(DIRECTIVE)
Gather all lines containing the string "with" and copy them out.
──────────────────────────────
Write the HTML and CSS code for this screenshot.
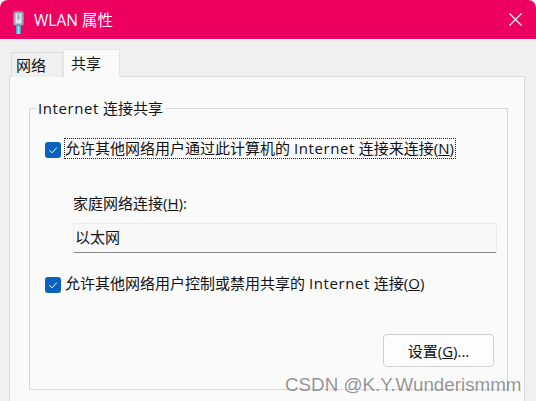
FILE: index.html
```html
<!DOCTYPE html>
<html lang="zh-CN">
<head>
<meta charset="utf-8">
<title>WLAN 属性</title>
<link rel="stylesheet" href="styles.css">
</head>
<body>
<div class="window">
  <header class="titlebar">
    <svg class="app-icon" width="14" height="24" viewBox="0 0 14 24">
      <rect x="2.5" y="0.5" width="10" height="14" rx="2" fill="#94a3b2" stroke="#7c8a98"/>
      <rect x="4.5" y="2.5" width="6" height="10" fill="#dfe6ec"/>
      <rect x="6.5" y="3.5" width="2" height="5" fill="#94a3b2"/>
      <rect x="5" y="15" width="5" height="8" fill="#3fa9d8"/>
      <rect x="6.5" y="15" width="2" height="8" fill="#a5dff5"/>
    </svg>
    <span class="title">WLAN 属性</span>
    <svg class="close" width="13" height="13" viewBox="0 0 13 13">
      <path d="M.5.5 12.5 12.5M12.5.5 .5 12.5" stroke="#fff" stroke-width="1.1" fill="none"/>
    </svg>
  </header>
  <div class="content">
    <nav class="tabs">
      <div class="tab">网络</div>
      <div class="tab tab-active">共享</div>
    </nav>
    <section class="panel">
      <fieldset class="group">
        <legend class="legend"><span class="latin">Internet</span> 连接共享</legend>
        <div class="row row-first">
          <span class="check"><svg width="12" height="12" viewBox="0 0 12 12"><path d="M2.5 6.3 5 8.8 9.8 3.6" fill="none" stroke="#fff" stroke-width="1"/></svg></span>
          <span class="label label-focus">允许其他网络用户通过此计算机的 <span class="latin">Internet</span> 连接来连接(<u>N</u>)</span>
        </div>
        <div class="field">
          <div class="field-label">家庭网络连接(<u>H</u>):</div>
          <div class="select">以太网</div>
        </div>
        <div class="row row-second">
          <span class="check"><svg width="12" height="12" viewBox="0 0 12 12"><path d="M2.5 6.3 5 8.8 9.8 3.6" fill="none" stroke="#fff" stroke-width="1"/></svg></span>
          <span class="label">允许其他网络用户控制或禁用共享的 <span class="latin">Internet</span> 连接(<u>O</u>)</span>
        </div>
        <div class="actions">
          <button class="button">设置(<u>G</u>)...</button>
        </div>
      </fieldset>
    </section>
  </div>
</div>
<div class="watermark">CSDN @K.Y.Wunderismmm</div>
</body>
</html>
```

FILE: styles.css
```css
* { box-sizing: border-box; }
html, body { margin: 0; padding: 0; }
body {
  position: relative;
  width: 536px;
  height: 401px;
  overflow: hidden;
  background: #f0f0f0;
  font-family: "Open Sans", "Noto Sans CJK SC", sans-serif;
  font-size: 15px;
  color: #111;
}
.window { display: flex; flex-direction: column; height: 401px; }
.titlebar {
  flex: none;
  display: flex;
  align-items: center;
  height: 39px;
  padding: 0 14px 0 11px;
  background: #ee0060;
  border-radius: 8px 8px 0 0;
  color: #fff;
}
.app-icon { flex: none; margin-top: 6px; }
.title { margin-left: 9px; font-size: 15.5px; line-height: 20px; }
.close { margin-left: auto; }
.latin { letter-spacing: 0.6px; }
.content { flex: 1; display: flex; flex-direction: column; padding: 11px 11px 0 9px; min-height: 0; }
.tabs { flex: none; display: flex; align-items: flex-end; height: 27px; padding-left: 2px; position: relative; z-index: 1; margin-bottom: -1px; }
.tab {
  width: 52px;
  height: 25px;
  padding-left: 4px;
  border: 1px solid #dcdcdc;
  border-bottom: none;
  background: #f0f0f0;
  line-height: 24px;
}
.tab-active {
  width: 57px;
  height: 28px;
  padding-left: 7px;
  background: #fafafa;
  border-color: #e6e6e6;
  line-height: 26px;
}
.panel {
  flex: 1;
  min-height: 0;
  padding: 21px 17px 0 19px;
  background: #fafafa;
  border: 1px solid #dcdcdc;
  border-bottom: none;
}
.group {
  margin: 0;
  height: 292px;
  width: 479px;
  padding: 0 0 0 15px;
  border: 1px solid #d9d9d9;
  min-width: 0;
}
.legend { margin-left: -8px; padding: 0 3px 0 1px; line-height: 20px; font-size: 15px; }
.row { display: flex; align-items: flex-end; }
.row-first { margin-top: 21px; }
.row-second { margin-top: 21px; }
.check {
  flex: none;
  width: 16px;
  height: 16px;
  border-radius: 3px;
  background: #0a62bc;
  display: flex;
  align-items: center;
  justify-content: center;
  margin-right: 4px;
}
.label { height: 19px; line-height: 19px; white-space: nowrap; }
.label-focus { outline: 1px dotted #222; outline-offset: 0; padding: 0 1px 0 0; }
.field { margin: 35px 0 0 28px; }
.field-label { line-height: 20px; }
.select {
  margin-top: 10px;
  width: 424px;
  height: 30px;
  padding-left: 1px;
  line-height: 27px;
  background: #f8f8f8;
  border: 1px solid #ececec;
  border-bottom: 1px solid #868686;
  border-radius: 2px;
}
.actions { display: flex; justify-content: flex-end; margin-top: 41px; padding-right: 13px; }
.button {
  width: 111px;
  height: 33px;
  padding: 0;
  font: inherit;
  color: #111;
  background: #fdfdfd;
  border: 1px solid #d0d0d0;
  border-radius: 4px;
}
.watermark {
  position: absolute;
  left: 285px;
  top: 375px;
  font-family: "Liberation Sans", sans-serif;
  font-size: 18.8px;
  line-height: 20px;
  color: rgba(90, 90, 90, 0.65);
  white-space: nowrap;
}
```
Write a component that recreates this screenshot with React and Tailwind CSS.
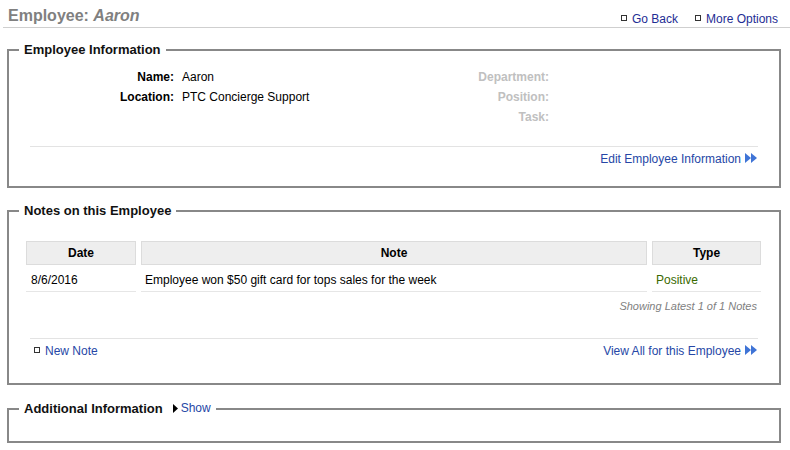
import React from 'react';

const Bullet = () => (
  <span className="inline-block w-[6px] h-[6px] border border-[#333] mr-[5px] relative top-[-1px]" />
);

const DoubleArrow = () => (
  <svg width="13" height="10" viewBox="0 0 13 10" className="inline-block ml-[4px] relative top-[-1px]">
    <polygon points="0,0 6,5 0,10" fill="#3f74d6" />
    <polygon points="6,0 12,5 6,10" fill="#3f74d6" />
  </svg>
);

const Box = ({ title, extra, children, className = '' }) => (
  <fieldset className={`border-2 border-[#888] ml-[7px] mr-[9px] ${className}`}>
    <legend className="ml-[10px] px-[5px] text-[13px] leading-[15px] font-bold text-[#111]">
      {title}
      {extra}
    </legend>
    {children}
  </fieldset>
);

const App = () => {
  return (
    <div className="w-[790px] h-[450px] bg-white font-['Liberation_Sans',Arial,sans-serif] text-[12px] text-black overflow-hidden">
      <div className="ml-[3px] h-[28px] border-b border-[#cfcfcf] flex items-end justify-between">
        <h1 className="ml-[5px] mb-[1px] text-[16px] leading-[20px] font-bold text-[#808080]">
          Employee: <i>Aaron</i>
        </h1>
        <div className="flex items-center gap-[17px] pr-[12px] pb-[1px] text-[12px] leading-[14px] text-[#1e2d94]">
          <span className="flex items-center"><Bullet />Go Back</span>
          <span className="flex items-center"><Bullet />More Options</span>
        </div>
      </div>

      <Box title="Employee Information" className="mt-[14px]">
        <div className="pt-[10px] grid grid-cols-[165px_194px_165px_1fr] gap-x-2 auto-rows-[20px] items-center">
          <div className="text-right font-bold">Name:</div>
          <div>Aaron</div>
          <div className="text-right font-bold text-[#c0c0c0]">Department:</div>
          <div />
          <div className="text-right font-bold">Location:</div>
          <div>PTC Concierge Support</div>
          <div className="text-right font-bold text-[#c0c0c0]">Position:</div>
          <div />
          <div />
          <div />
          <div className="text-right font-bold text-[#c0c0c0]">Task:</div>
          <div />
        </div>
        <div className="mx-[21px] mt-[19px] border-t border-[#e3e3e3] pt-[5px] pb-[20px] flex justify-end">
          <span className="text-[#2647a6] leading-[14px] flex items-center">Edit Employee Information<DoubleArrow /></span>
        </div>
      </Box>

      <Box title="Notes on this Employee" className="mt-[15px]">
        <div className="ml-[17px] mr-[18px] mt-[23px]">
          <div className="grid grid-cols-[110px_1fr_109px] gap-x-[5px]">
            <div className="h-[24px] bg-[#eeeeee] border border-[#dcdcdc] font-bold flex items-center justify-center">Date</div>
            <div className="h-[24px] bg-[#eeeeee] border border-[#dcdcdc] font-bold flex items-center justify-center">Note</div>
            <div className="h-[24px] bg-[#eeeeee] border border-[#dcdcdc] font-bold flex items-center justify-center">Type</div>
          </div>
          <div className="grid grid-cols-[110px_1fr_109px] gap-x-[5px] mt-[4px]">
            <div className="h-[23px] border-b border-[#e6e6e6] flex items-center pl-[5px]">8/6/2016</div>
            <div className="h-[23px] border-b border-[#e6e6e6] flex items-center pl-[4px]">Employee won $50 gift card for tops sales for the week</div>
            <div className="h-[23px] border-b border-[#e6e6e6] flex items-center pl-[4px] text-[#3a6a00]">Positive</div>
          </div>
        </div>
        <div className="pr-[22px] pt-[7px] text-right italic text-[11px] leading-[14px] text-[#808080]">Showing Latest 1 of 1 Notes</div>
        <div className="mx-[21px] mt-[25px] border-t border-[#e3e3e3] pt-[5px] pb-[25px] flex justify-between leading-[14px]">
          <span className="flex items-center text-[#2647a6] pl-[4px]"><Bullet />New Note</span>
          <span className="text-[#2647a6] flex items-center">View All for this Employee<DoubleArrow /></span>
        </div>
      </Box>

      <Box
        title="Additional Information"
        className="mt-[16px]"
        extra={
          <span className="ml-[10px] font-normal text-[12px] text-[#2647a6] inline-flex items-center">
            <svg width="5" height="9" viewBox="0 0 5 9" className="mr-[3px]">
              <polygon points="0,0 5,4.5 0,9" fill="#000" />
            </svg>
            Show
          </span>
        }
      >
        <div className="h-[25px]" />
      </Box>
    </div>
  );
};

export default App;
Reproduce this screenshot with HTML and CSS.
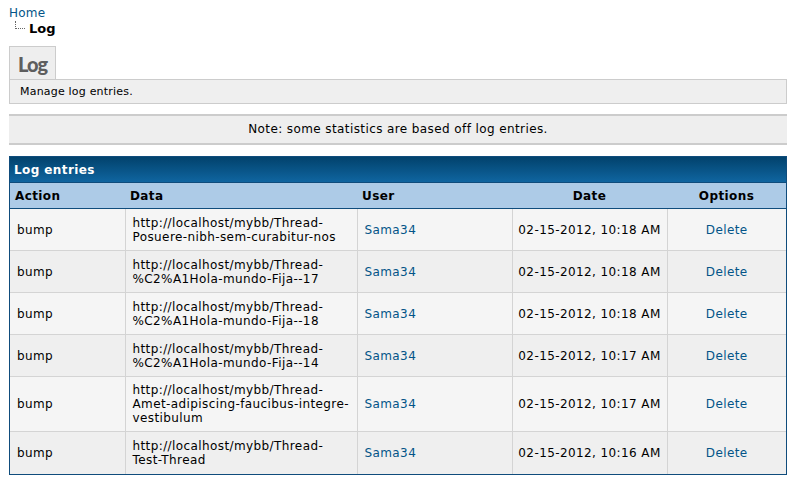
FILE: index.html
```html
<!DOCTYPE html>
<html>
<head>
<meta charset="utf-8">
<link rel="stylesheet" href="styles.css">
</head>
<body>
<div class="breadcrumb">
  <a href="#" class="crumb-home">Home</a>
  <div class="crumb-current"><span class="tree"></span><span>Log</span></div>
</div>
<div class="tabs"><div class="tab">Log</div></div>
<div class="tab-desc">Manage log entries.</div>
<div class="notice">Note: some statistics are based off log entries.</div>
<div class="border-wrap">
  <div class="thead">Log entries</div>
  <table class="general">
    <colgroup>
      <col style="width:115px"><col style="width:232px"><col style="width:155px"><col style="width:155px"><col>
    </colgroup>
    <tr class="head">
      <th class="l">Action</th><th class="l">Data</th><th class="l">User</th><th>Date</th><th>Options</th>
    </tr>
    <tr class="alt1"><td>bump</td><td>http://localhost/mybb/Thread-<br>Posuere-nibh-sem-curabitur-nos</td><td><a href="#">Sama34</a></td><td class="c">02-15-2012, 10:18 AM</td><td class="c"><a href="#">Delete</a></td></tr>
    <tr class="alt2"><td>bump</td><td>http://localhost/mybb/Thread-<br>%C2%A1Hola-mundo-Fija--17</td><td><a href="#">Sama34</a></td><td class="c">02-15-2012, 10:18 AM</td><td class="c"><a href="#">Delete</a></td></tr>
    <tr class="alt1"><td>bump</td><td>http://localhost/mybb/Thread-<br>%C2%A1Hola-mundo-Fija--18</td><td><a href="#">Sama34</a></td><td class="c">02-15-2012, 10:18 AM</td><td class="c"><a href="#">Delete</a></td></tr>
    <tr class="alt2"><td>bump</td><td>http://localhost/mybb/Thread-<br>%C2%A1Hola-mundo-Fija--14</td><td><a href="#">Sama34</a></td><td class="c">02-15-2012, 10:17 AM</td><td class="c"><a href="#">Delete</a></td></tr>
    <tr class="alt1"><td>bump</td><td>http://localhost/mybb/Thread-<br>Amet-adipiscing-faucibus-integre-<br>vestibulum</td><td><a href="#">Sama34</a></td><td class="c">02-15-2012, 10:17 AM</td><td class="c"><a href="#">Delete</a></td></tr>
    <tr class="alt2 last"><td>bump</td><td>http://localhost/mybb/Thread-<br>Test-Thread</td><td><a href="#">Sama34</a></td><td class="c">02-15-2012, 10:16 AM</td><td class="c"><a href="#">Delete</a></td></tr>
  </table>
</div>
</body>
</html>
```

FILE: styles.css
```css
html, body { margin: 0; padding: 0; background: #fff; }
body {
  padding: 6px 10px 0 9px;
  font-family: "DejaVu Sans", Verdana, sans-serif;
  font-size: 12px;
  letter-spacing: 0.4px;
  color: #000;
}
a { color: #035488; text-decoration: none; }

.breadcrumb { line-height: 15px; font-size: 12px; letter-spacing: 0.2px; }
.crumb-home { display: block; }
.crumb-current { display: flex; align-items: flex-start; font-weight: bold; font-size: 13px; letter-spacing: 0; }
.tree {
  width: 9px; height: 7px;
  margin: 0 4px 0 6px;
  border-left: 1px dotted #666;
  border-bottom: 1px dotted #666;
}

.tabs { margin-top: 10px; display: flex; }
.tab {
  border: 1px solid #ccc;
  border-bottom: none;
  background: #eee;
  color: #5e5e5e;
  font-family: "Lato", "DejaVu Sans", sans-serif;
  font-weight: 900;
  font-size: 20px;
  letter-spacing: -1px;
  line-height: 34px;
  padding-left: 2px;
  box-sizing: border-box;
  width: 47px;
  height: 33px;
  text-indent: 6px;
}
.tab-desc {
  border: 1px solid #ccc;
  background: #efefef;
  height: 25px;
  box-sizing: border-box;
  padding: 5px 0 0 10px;
  font-size: 11px;
  letter-spacing: 0.2px;
  color: #000;
}
.notice {
  margin-top: 10px;
  border-top: 2px solid #ccc;
  border-bottom: 2px solid #ccc;
  background: #eee;
  height: 31px;
  box-sizing: border-box;
  text-align: center;
  font-size: 12px;
  line-height: 27px;
}
.border-wrap {
  margin-top: 11px;
  border: 1px solid #0f4c7c;
}
.thead {
  height: 25px;
  background: linear-gradient(#02426c, #0f65a0);
  color: #fff;
  font-weight: bold;
  font-size: 12px;
  line-height: 26px;
  padding-left: 4px;
}
table.general {
  width: 100%;
  border-collapse: collapse;
  table-layout: fixed;
  font-size: 12px;
}
tr.head th {
  background: #adcbe7;
  height: 25px;
  border-top: 1px solid #0f4c7c;
  border-bottom: 1px solid #0f4c7c;
  text-align: center;
  font-weight: bold;
  padding: 0 5px;
}
tr.head th.l { text-align: left; }
td {
  border-right: 1px solid #d4d4d4;
  border-bottom: 1px solid #d4d4d4;
  padding: 6px 7px;
  line-height: 14px;
  height: 29px;
  vertical-align: middle;
}
td:last-child { border-right: none; }
tr.last td { border-bottom: none; height: 30px; }
td.c { text-align: center; white-space: nowrap; padding-left: 0; padding-right: 0; }
tr.alt1 td { background: #f5f5f5; }
tr.alt2 td { background: #efefef; }
```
──────────────────────────────
(TASK RESULT)
Write a component that recreates this screenshot with React and Tailwind CSS.
Reproduce this screenshot with HTML and CSS.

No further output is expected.